(Entries with page source code)
BEGIN

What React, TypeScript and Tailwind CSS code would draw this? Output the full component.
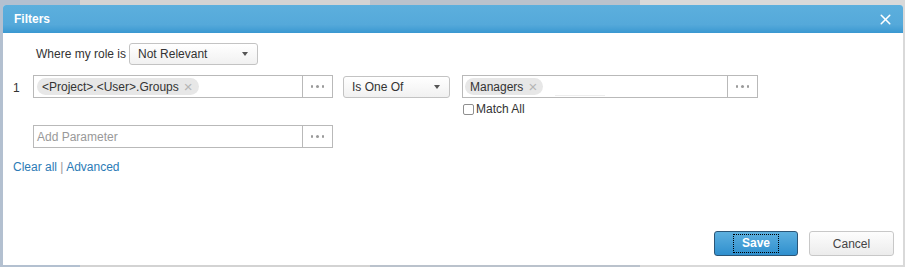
import { X } from 'lucide-react';

function Caret() {
    return <span className="h-0 w-0 border-x-[3.5px] border-t-[4px] border-x-transparent border-t-[#555]" />;
}

function Dots() {
    return (
        <button className="flex w-[30px] items-center justify-center gap-[3px] border border-l-0 border-[#b9b9b9] bg-white">
            <span className="h-[2.5px] w-[2.5px] rounded-full bg-[#9a9a9a]" />
            <span className="h-[2.5px] w-[2.5px] rounded-full bg-[#9a9a9a]" />
            <span className="h-[2.5px] w-[2.5px] rounded-full bg-[#9a9a9a]" />
        </button>
    );
}

function Chip({ label }: { label: string }) {
    return (
        <span className="flex h-[17px] items-center gap-[5px] rounded-full bg-[#e7e7e7] pl-[5px] pr-[6px] text-[12px] text-[#333]">
            {label}
            <span className="text-[15px] leading-none text-[#b5b5b5]">×</span>
        </span>
    );
}

function SelectBox({ label, width }: { label: string; width: string }) {
    return (
        <div
            className={`flex h-[22px] items-center justify-between rounded-[3px] border border-[#c3c3c3] bg-[linear-gradient(#ffffff,#f1f1f1)] pl-[8px] pr-[9px] text-[12px] text-[#333] ${width}`}
        >
            <span>{label}</span>
            <Caret />
        </div>
    );
}

export default function App() {
    return (
        <div
            className="flex h-[267px] w-[905px] flex-col bg-[linear-gradient(to_right,#b3c0d0_0,#b3c0d0_80px,#d3d3d3_80px,#d3d3d3_370px,#bac2cc_370px,#bac2cc_640px,#d9d9d9_640px)] pb-[2px] pl-[3px] pr-[2px] pt-[5px]"
            style={{ fontFamily: '"Liberation Sans", Arial, sans-serif' }}
        >
            <div className="flex flex-1 flex-col overflow-hidden rounded-t-[3px] bg-white">
                {/* header */}
                <div className="flex h-[28px] shrink-0 items-center justify-between bg-[linear-gradient(#5cafdd,#55a9da_70%,#3a98d1)] pl-[11px] pr-[9px]">
                    <span className="text-[12px] font-bold text-white">Filters</span>
                    <X size={17} strokeWidth={2.2} className="text-white" />
                </div>

                {/* body */}
                <div className="flex flex-1 flex-col pl-[10px] pr-[9px] pt-[10px] text-[12px] text-[#333]">
                    <div className="ml-[20px] flex items-center gap-[3px] pl-[3px]">
                        <span>Where my role is</span>
                        <SelectBox label="Not Relevant" width="w-[129px]" />
                    </div>

                    <div className="mt-[10px] flex items-start">
                        <span className="w-[20px] pt-[4px]">1</span>
                        <div className="flex h-[23px]">
                            <div className="flex w-[270px] items-center border border-[#b9b9b9] pl-[3px]">
                                <Chip label="<Project>.<User>.Groups" />
                            </div>
                            <Dots />
                        </div>
                        <div className="ml-[10px] mt-[0.5px]">
                            <SelectBox label="Is One Of" width="w-[107px]" />
                        </div>
                        <div className="ml-[12px] flex flex-col">
                            <div className="flex h-[23px]">
                                <div className="relative flex w-[266px] items-center border border-[#b9b9b9] pl-[2px]">
                                    <Chip label="Managers" />
                                    <span className="absolute left-[92px] top-[19px] h-px w-[50px] bg-[#eeeeee]" />
                                </div>
                                <Dots />
                            </div>
                            <label className="mt-[2px] flex items-center gap-[2px] pl-[1px]">
                                <span className="h-[11px] w-[11px] rounded-[2px] border border-[#8f8f8f] bg-white" />
                                <span>Match All</span>
                            </label>
                        </div>
                    </div>

                    <div className="ml-[20px] mt-[7px] flex h-[23px]">
                        <div className="flex w-[270px] items-center border border-[#b9b9b9] pl-[3px] text-[#999]">
                            Add Parameter
                        </div>
                        <Dots />
                    </div>

                    <div className="mt-[10px] text-[#2b7bb6]">
                        <span>Clear all</span>
                        <span className="text-[#999]"> | </span>
                        <span>Advanced</span>
                    </div>

                    <div className="mt-auto flex justify-end gap-[11px] pb-[9px]">
                        <button className="flex h-[25px] w-[84px] items-center justify-center rounded-[3px] border border-[#2b5677] bg-[linear-gradient(#5db0df,#2f8fce)] text-[12px] font-bold text-white">
                            <span className="border border-dotted border-black px-[8px] leading-[17px]">Save</span>
                        </button>
                        <button className="flex h-[25px] w-[85px] items-center justify-center rounded-[3px] border border-[#c8c8c8] bg-[linear-gradient(#fdfdfd,#ececec)] text-[12px] text-[#444]">
                            Cancel
                        </button>
                    </div>
                </div>
            </div>
        </div>
    );
}
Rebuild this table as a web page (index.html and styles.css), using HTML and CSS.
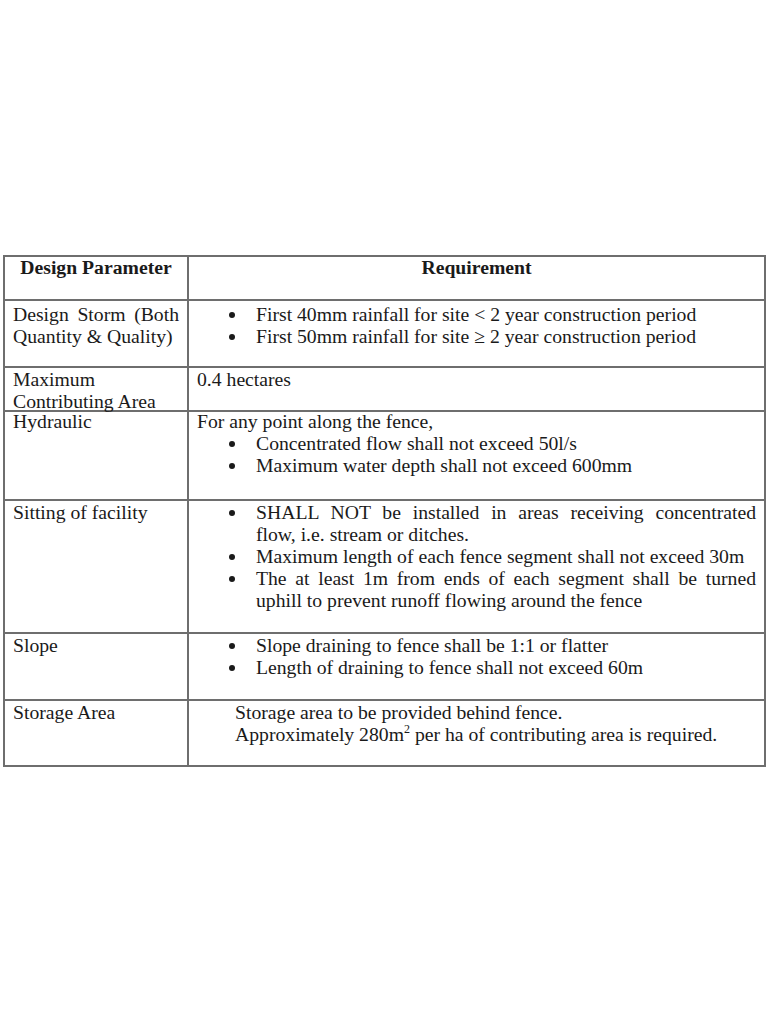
FILE: index.html
```html
<!DOCTYPE html>
<html>
<head>
<meta charset="utf-8">
<link rel="stylesheet" href="styles.css">
</head>
<body>
<table class="spec">
  <colgroup><col class="c1"><col class="c2"></colgroup>
  <tr class="r-head">
    <th>Design Parameter</th>
    <th>Requirement</th>
  </tr>
  <tr class="r-storm">
    <td class="param just">Design Storm (Both Quantity &amp; Quality)</td>
    <td>
      <ul class="bul">
        <li><span class="dot"></span><span>First 40mm rainfall for site &lt; 2 year construction period</span></li>
        <li><span class="dot"></span><span>First 50mm rainfall for site ≥ 2 year construction period</span></li>
      </ul>
    </td>
  </tr>
  <tr class="r-max">
    <td class="param"><div class="fit">Maximum<br>Contributing Area</div></td>
    <td><div class="fit">0.4 hectares</div></td>
  </tr>
  <tr class="r-hyd">
    <td class="param"><div class="lift">Hydraulic</div></td>
    <td>
      <div class="lift">
        <div>For any point along the fence,</div>
        <ul class="bul">
          <li><span class="dot"></span><span>Concentrated flow shall not exceed 50l/s</span></li>
          <li><span class="dot"></span><span>Maximum water depth shall not exceed 600mm</span></li>
        </ul>
      </div>
    </td>
  </tr>
  <tr class="r-sit">
    <td class="param">Sitting of facility</td>
    <td>
      <ul class="bul just">
        <li><span class="dot"></span><span><span class="full">SHALL NOT be installed in areas receiving concentrated</span><span class="rest">flow, i.e. stream or ditches.</span></span></li>
        <li><span class="dot"></span><span>Maximum length of each fence segment shall not exceed 30m</span></li>
        <li><span class="dot"></span><span>The at least 1m from ends of each segment shall be turned uphill to prevent runoff flowing around the fence</span></li>
      </ul>
    </td>
  </tr>
  <tr class="r-slope">
    <td class="param">Slope</td>
    <td>
      <ul class="bul">
        <li><span class="dot"></span><span>Slope draining to fence shall be 1:1 or flatter</span></li>
        <li><span class="dot"></span><span>Length of draining to fence shall not exceed 60m</span></li>
      </ul>
    </td>
  </tr>
  <tr class="r-store">
    <td class="param">Storage Area</td>
    <td class="store">
      <div>Storage area to be provided behind fence.</div>
      <div>Approximately 280m<sup>2</sup> per ha of contributing area is required.</div>
    </td>
  </tr>
</table>
</body>
</html>
```

FILE: styles.css
```css
html, body {
  margin: 0;
  padding: 0;
  background: #ffffff;
}

body {
  font-family: "Liberation Serif", "Times New Roman", serif;
  color: #1a1a1a;
  font-size: 19.7px;
  line-height: 22px;
}

.spec {
  border-collapse: collapse;
  table-layout: fixed;
  width: 761px;
  margin: 255px 0 0 3px;
}

.c1 { width: 184px; }
.c2 { width: 577px; }

.spec th,
.spec td {
  border: 2px solid #6e6e6e;
  vertical-align: top;
  text-align: left;
  padding: 0 8px;
}

.spec th {
  font-weight: bold;
  text-align: center;
  line-height: 20px;
}

.r-head th { height: 42px; }
.r-storm td { height: 63px; padding-top: 2px; }
.r-max td { height: 42px; }
.r-hyd td { height: 87px; }
.r-sit td { height: 131px; }
.r-slope td { height: 65px; }
.r-store td { height: 64px; }

.fit {
  height: 42px;
}

.lift {
  margin-top: -2px;
}

.spec td.just { text-align: justify; }

.bul {
  list-style: none;
  margin: 0;
  padding: 0 0 0 32px;
}

.bul li {
  display: grid;
  grid-template-columns: 27px 1fr;
}

.dot::before {
  content: "";
  display: block;
  width: 6px;
  height: 6px;
  margin-top: 9px;
  border-radius: 50%;
  background: #1a1a1a;
}

.bul.just li span:last-child { text-align: justify; }

.full {
  display: block;
  text-align: justify;
  text-align-last: justify;
}

.rest {
  display: block;
}

.store div { padding-left: 38px; }

.store sup {
  font-size: 12px;
  line-height: 0;
}
```
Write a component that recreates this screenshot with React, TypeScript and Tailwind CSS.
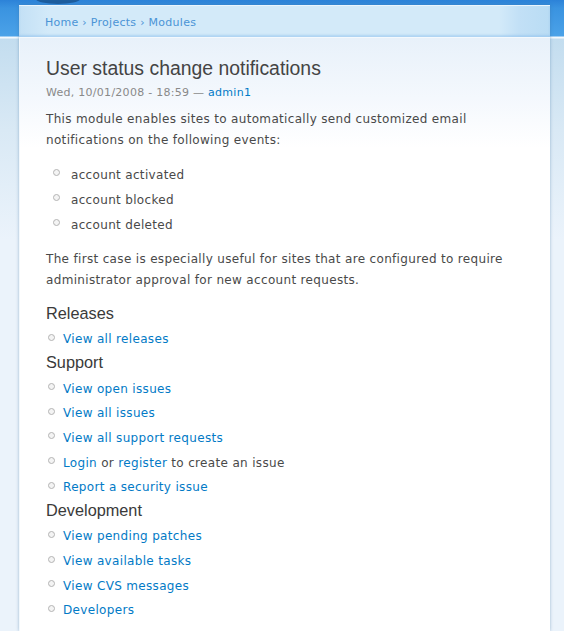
import React from "react";

const Bullet = () => (
  <span className="inline-block w-[7px] h-[7px] rounded-full border border-[#b4b4b4] bg-[#f4f4f4] shrink-0" />
);

const LinkRow = ({ children }: { children: React.ReactNode }) => (
  <li className="flex items-center h-[24.67px] leading-[20px] pt-[3.5px] box-border">
    <span className="w-[17px] flex items-center pl-[2px] -mt-[4px]">
      <Bullet />
    </span>
    <span>{children}</span>
  </li>
);

const A = ({ children }: { children: React.ReactNode }) => (
  <a href="#" className="text-[#027ac6] no-underline">
    {children}
  </a>
);

const H3 = ({ children }: { children: React.ReactNode }) => (
  <h3 className="h-[24.67px] leading-[24.67px] text-[16.3px] tracking-normal text-[#3a3a3a] font-normal font-['Liberation_Sans',Arial,sans-serif]">
    {children}
  </h3>
);

export default function App() {
  return (
    <div className="relative w-full min-h-[631px] overflow-hidden font-['DejaVu_Sans',Verdana,sans-serif] text-[12px] tracking-[0.33px] text-[#494949] bg-[linear-gradient(to_bottom,#2c82d8_0px,#3a93e0_8px,#4ba2e8_36px,#f4f9fd_37px,#f4f9fd_38px,#c3ddef_39px,#d9e9f5_130px,#ebf3fb_240px,#ebf3fb_100%)] pt-[5px] pl-[19px] pr-[14px]">
      <div className="absolute left-[36px] top-[-6px] w-[44px] h-[10px] rounded-[50%] bg-[#1c5d9e]" />
      <div className="relative flex flex-col min-h-[626px] shadow-[0_0_3px_rgba(60,110,160,0.45)]">
        <div className="h-[32px] border-t border-[#eaf5fd] bg-[linear-gradient(to_right,#c3e0f5_0px,#d3eaf9_30px,#d3eaf9_480px,#c2e0f6_500px,#b9dcf4_531px)] shadow-[inset_0_-2px_2px_rgba(140,190,235,0.5)] pl-[26px] flex items-center">
          <div className="text-[11px] tracking-[0.27px] text-[#4a94d6] mt-[3px]">
            <span>Home</span> <span>›</span> <span>Projects</span> <span>›</span> <span>Modules</span>
          </div>
        </div>
        <div className="h-[1px] bg-[#f4f9fd]" />
        <div className="flex-1 border-l border-[#f2f8fd] bg-[linear-gradient(to_bottom,#e8f1fa_0px,#f4f8fd_60px,#ffffff_110px,#ffffff_100%)] pl-[26px] pr-[20px]">
          <h2 className="mt-[18px] h-[24px] leading-[24px] text-[19.4px] tracking-normal text-[#444] font-normal font-['Liberation_Sans',Arial,sans-serif]">
            User status change notifications
          </h2>
          <div className="mt-[5px] h-[16px] leading-[16px] text-[11px] tracking-[0.27px] text-[#898989]">
            Wed, 10/01/2008 - 18:59 — <A>admin1</A>
          </div>
          <p className="mt-[8px] leading-[21px]">
            This module enables sites to automatically send customized email notifications on the following events:
          </p>
          <ul className="mt-[11.5px] pl-[7px]">
            {["account activated", "account blocked", "account deleted"].map((t) => (
              <li key={t} className="flex items-center h-[25px] leading-[25px]">
                <span className="w-[18px] flex items-center -mt-[5px]">
                  <Bullet />
                </span>
                <span>{t}</span>
              </li>
            ))}
          </ul>
          <p className="mt-[11px] leading-[21px]">
            The first case is especially useful for sites that are configured to require administrator approval for new account requests.
          </p>
          <div className="mt-[10px]">
            <H3>Releases</H3>
            <ul>
              <LinkRow><A>View all releases</A></LinkRow>
            </ul>
            <H3>Support</H3>
            <ul>
              <LinkRow><A>View open issues</A></LinkRow>
              <LinkRow><A>View all issues</A></LinkRow>
              <LinkRow><A>View all support requests</A></LinkRow>
              <LinkRow>
                <A>Login</A> or <A>register</A> to create an issue
              </LinkRow>
              <LinkRow><A>Report a security issue</A></LinkRow>
            </ul>
            <H3>Development</H3>
            <ul>
              <LinkRow><A>View pending patches</A></LinkRow>
              <LinkRow><A>View available tasks</A></LinkRow>
              <LinkRow><A>View CVS messages</A></LinkRow>
              <LinkRow><A>Developers</A></LinkRow>
            </ul>
          </div>
        </div>
      </div>
    </div>
  );
}
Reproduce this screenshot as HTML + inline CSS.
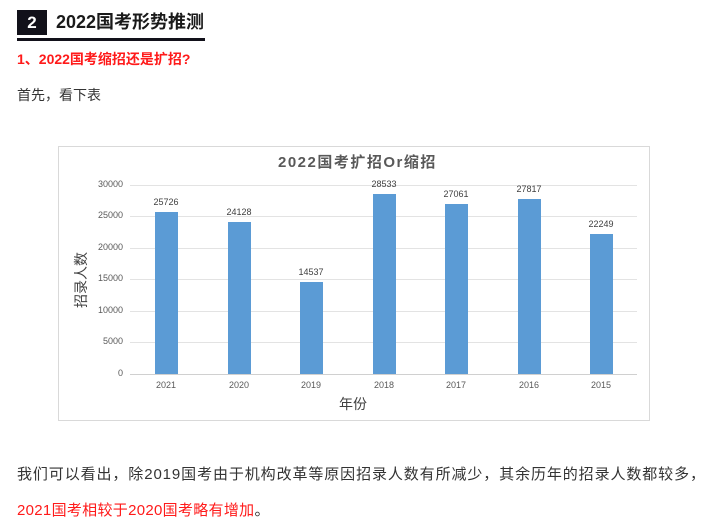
<!DOCTYPE html>
<html><head><meta charset="utf-8"><style>
body{margin:0;width:704px;height:526px;background:#fff;position:relative;overflow:hidden;font-family:"Liberation Sans","Noto Sans CJK SC",sans-serif;}
.a{position:absolute;white-space:nowrap;}
.g{position:absolute;left:130px;width:507px;height:1px;background:#e3e3e3;}
.yl{position:absolute;right:581px;font-size:9px;color:#595959;}
.bar{position:absolute;width:23px;background:#5b9bd5;}
.v{position:absolute;font-size:9px;color:#404040;width:50px;text-align:center;}
.x{position:absolute;top:380px;font-size:9px;color:#595959;width:50px;text-align:center;}
</style></head><body>
<div class="a" style="left:17px;top:10px;width:30px;height:25px;background:#12111a;color:#fff;font-weight:bold;font-size:17px;text-align:center;line-height:25px;">2</div>
<div class="a" style="left:56px;top:9px;font-weight:bold;font-size:18px;color:#1a1a1a;line-height:27px;">2022国考形势推测</div>
<div class="a" style="left:17px;top:38px;width:188px;height:3px;background:#12111a;"></div>
<div class="a" style="left:17px;top:49px;font-weight:bold;font-size:14px;color:#ff1a1a;line-height:20px;">1、2022国考缩招还是扩招?</div>
<div class="a" style="left:17px;top:85px;font-size:14px;color:#333;line-height:20px;">首先，看下表</div>

<div class="a" style="left:58px;top:146px;width:592px;height:275px;border:1px solid #d9d9d9;box-sizing:border-box;"></div>
<div class="a" style="left:278px;top:151px;font-weight:bold;font-size:15px;color:#595959;letter-spacing:1.5px;">2022国考扩招Or缩招</div>
<div class="g" style="top:185px"></div><div class="yl" style="top:179px">30000</div>
<div class="g" style="top:216px"></div><div class="yl" style="top:210px">25000</div>
<div class="g" style="top:248px"></div><div class="yl" style="top:242px">20000</div>
<div class="g" style="top:279px"></div><div class="yl" style="top:273px">15000</div>
<div class="g" style="top:311px"></div><div class="yl" style="top:305px">10000</div>
<div class="g" style="top:342px"></div><div class="yl" style="top:336px">5000</div>
<div class="g" style="top:374px;background:#d0d0d0"></div><div class="yl" style="top:368px">0</div>
<div class="a" style="left:51px;top:271px;width:60px;text-align:center;transform:rotate(-90deg);font-size:14px;color:#404040;line-height:18px;">招录人数</div>

<div class="bar" style="left:155px;top:212px;height:162px"></div><div class="v" style="left:141px;top:197px">25726</div><div class="x" style="left:141px">2021</div>
<div class="bar" style="left:228px;top:222px;height:152px"></div><div class="v" style="left:214px;top:207px">24128</div><div class="x" style="left:214px">2020</div>
<div class="bar" style="left:300px;top:282px;height:92px"></div><div class="v" style="left:286px;top:267px">14537</div><div class="x" style="left:286px">2019</div>
<div class="bar" style="left:373px;top:194px;height:180px"></div><div class="v" style="left:359px;top:179px">28533</div><div class="x" style="left:359px">2018</div>
<div class="bar" style="left:445px;top:204px;height:170px"></div><div class="v" style="left:431px;top:189px">27061</div><div class="x" style="left:431px">2017</div>
<div class="bar" style="left:518px;top:199px;height:175px"></div><div class="v" style="left:504px;top:184px">27817</div><div class="x" style="left:504px">2016</div>
<div class="bar" style="left:590px;top:234px;height:140px"></div><div class="v" style="left:576px;top:219px">22249</div><div class="x" style="left:576px">2015</div>
<div class="a" style="left:339px;top:394px;font-size:14px;color:#404040;">年份</div>

<div class="a" style="left:17px;top:465px;font-size:15px;color:#333;line-height:20px;letter-spacing:0.9px;">我们可以看出，除2019国考由于机构改革等原因招录人数有所减少，其余历年的招录人数都较多，</div>
<div class="a" style="left:17px;top:501px;font-size:15px;color:#ff1a1a;line-height:20px;letter-spacing:0.3px;">2021国考相较于2020国考略有增加<span style="color:#333">。</span></div>
</body></html>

END

▸ Written instruction: Search the records above for the string "TypeScript". Copy every line that contains it.

▸ Full response:
What React, TypeScript and Tailwind CSS code would draw this? Output the full component.
Write a component that recreates this screenshot with React, TypeScript and Tailwind CSS.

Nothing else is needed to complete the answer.